The board approved the results on May 5 under the chairmanship of Fabrice Brégier. The group's solvency ratio rose 5 points to 220%, supported by net operating capital generation and the January P&C treaty renewals.
CEO Thierry Léger (pictured above) said all business activities contributed to the quarter's performance, with P&C operating at "an excellent level" and L&H performing in line with expectations.
He added that SCOR strengthened its balance sheet by adding €300 million of buffers to P&C Best Estimate Liabilities.
The 220% reading places SCOR at the top of the 185%–220% optimal solvency band the group has maintained as a strategic target since its 2013 Investor Day, and which was carried into the Forward 2026 plan as one of two equally weighted financial objectives, alongside annual Economic Value growth of 9%.
The ratio has climbed steadily from 201% at end-June 2024, when L&H pressures weighed on capital, to 215% at year-end 2025, based on prior SCOR disclosures.
The Q1 print extends a turnaround that began in 2025, when SCOR worked through the consequences of a comprehensive L&H assumption review launched at the start of 2024.
The review, which covered US mortality, lapses and management actions, alongside Canada, South Korea and Israel, drove a €700 million insurance service result hit and a €900 million CSM reduction over the full year, collapsing group ROE from 18.1% in 2023 to near zero in 2024, the group disclosed at the time.
SCOR responded with a three-step L&H remediation plan and a leadership reshuffle that saw Léger absorb the L&H CEO role following the mid-2024 departure of Frieder Knüpling, with revised Forward 2026 targets unveiled at a December 2024 Investor Day.
P&C insurance revenue rose 5.4% at constant exchange rates to €1.81 billion.
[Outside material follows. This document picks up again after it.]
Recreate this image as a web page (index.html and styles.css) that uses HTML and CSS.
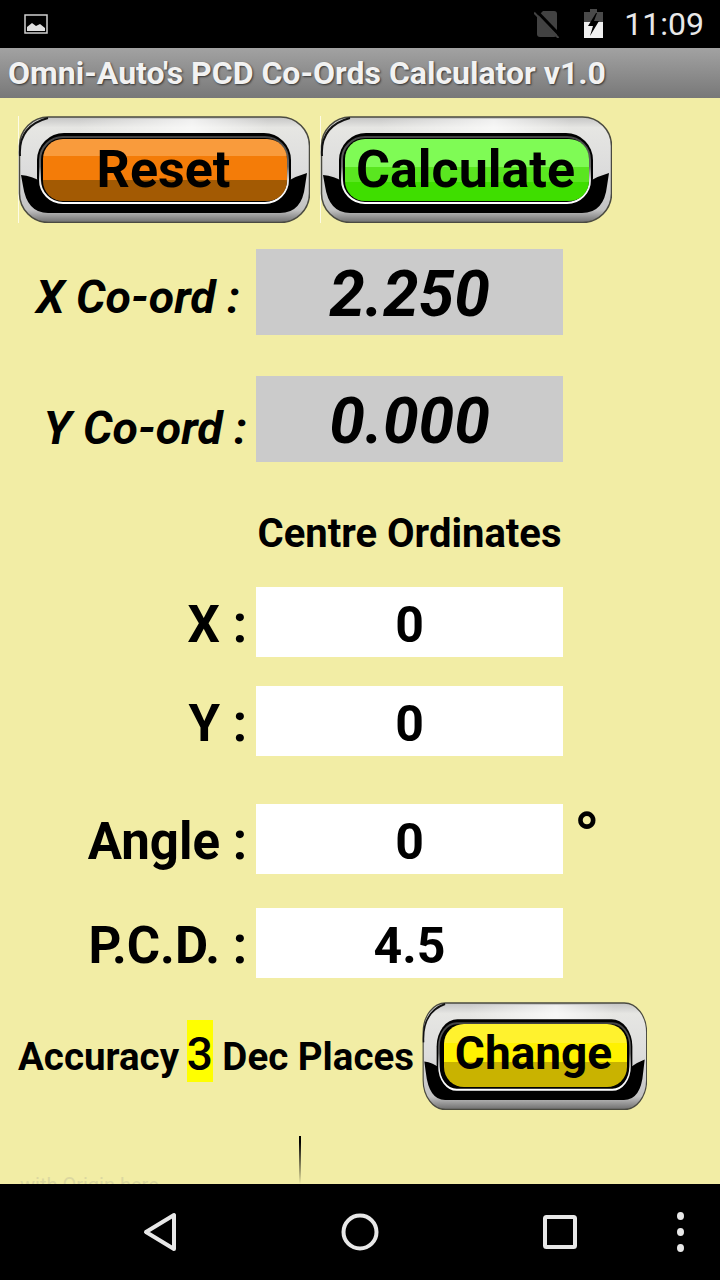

The combined ratio improved to 80.2% from 85.0%, with a natural catastrophe ratio of 4.2%. The attritional figure incorporates a precautionary mid-double-digit IBNR provision tied to Middle East conflict uncertainties.
April renewals played out in a more competitive market. Estimated gross premium income in traditional reinsurance fell 8.7%, or €66 million, reflecting a deliberate pullback in US Casualty volumes alongside an average price decrease of around 3.5%.
In L&H, insurance revenue eased 0.4% at constant exchange rates to €2 billion, while new business CSM jumped 51.4% to €115 million, drawn mainly from protection and longevity lines.
Total invested assets stood at €23.5 billion, with the reinvestment rate climbing to 4.3% from 4.0% at year-end 2025 — a tailwind Léger said leaves him confident in delivering on the group's 2026 objectives.